Biomimesi: produrre idrogeno ispirandosi alla struttura delle ali di farfalla

Le ali delle farfalle sono tra le strutture più delicate presenti in natura, ma hanno anche proprietà strutturali così sofisticate da ispirare lo sviluppo di una nuova tecnologia per produrre gas idrogeno a partire da acqua e luce solare.

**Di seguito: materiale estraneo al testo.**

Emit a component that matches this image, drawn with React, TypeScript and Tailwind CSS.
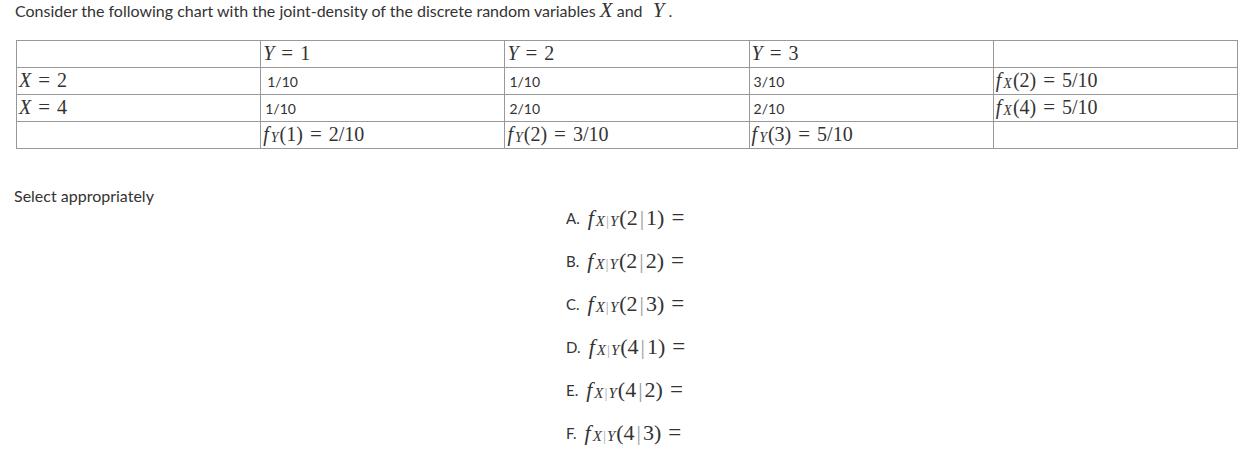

La ricerca è condotta dalla università cinese Shanghai Jiao Tong University, e promette di sviluppare un dispositivo in grado di raddoppiare la produzione di idrogeno rispetto a quelli attualmente disponibili. Per realizzarlo, i ricercatori, coordinati dal Prof. Tongxiang Fan, hanno preso a modello due specie di farfalle dalle ali prevalentemente nere, la Troides Aeacus e la Papilio Helenus Linnaeus, conosciuta anche come Red Helen. È noto che la produzione di idrogeno gassoso a partire dalla luce solare e dall’acqua è possibile attraverso dispositivi con proprietà fotocatalitiche, i quali utilizzano la luce per attivare materiali catalizzatori in grado di scindere l’acqua in idrogeno e ossigeno. La chiave per rendere questa tecnologia più applicabile, secondo il team di Fan, è lo sviluppo di collettori solari in grado di immagazzinare energia e mantenere stabili le caratteristiche termodinamiche del processo fotocatalitico. L’idea di ispirarsi alle ali nere della farfalla nasce proprio dall’osservazione della loro funzione di collettore solare naturale: è proprio grazie alle ali, infatti, che le farfalle che riescono a sopravvivere anche quando fa freddo, dato che esse non possono generare abbastanza calore dal loro metabolismo.

 

Studiando nei dettagli le piccole scaglie presenti sulle ali nere delle farfalle, i ricercatori della Shanghai Jiao Tong University hanno sviluppato collettori solari che raccolgono l’energia solare da utilizzare successivamente nella fotocatalisi. L’architettura delle scaglie, rilevata al microscopio elettronico, mostra come queste siano disposte sulle ali in modo simile alle tegole sul tetto di una casa. In pratica, le micro-scaglie formano dei rilievi e presentano dei fori molto piccoli su entrambi i lati, con un’apertura sullo strato sottostante. La presenza di questi rilievi, secondo i ricercatori, ha un duplice effetto: permette alla luce diretta, caratterizzata da basse lunghezze d’onda, di incanalarsi nei fori e raggiungere gli strati sottostanti, ma consente anche di sfruttare le componenti della luce caratterizzate da lunghezze d’onda maggiori, le quali possono essere assorbite dalle pareti a tunnel presenti nelle micro-scaglie. Per imitare al meglio queste strutture, i ricercatori hanno pensato di utilizzare il biossido di titanio, uno dei materiali fotocatalitici più noti. I dispositivi realizzati contengono biossido di titanio e nanoparticelle di platino, e possono funzionare sia come collettori solari che come fotocatalizzatori. In questo modo, secondo il team guidato da Fan, è teoricamente possibile raddoppiare la produzione di idrogeno rispetto ai comuni dispositivi.

 

Il gruppo di ricerca sta attualmente concentrando i propri studi sulle diverse architetture gerarchiche presenti in natura, in modo da trarne fonte di ispirazione per lo sviluppo di nuove nanostrutture fotocatalitiche.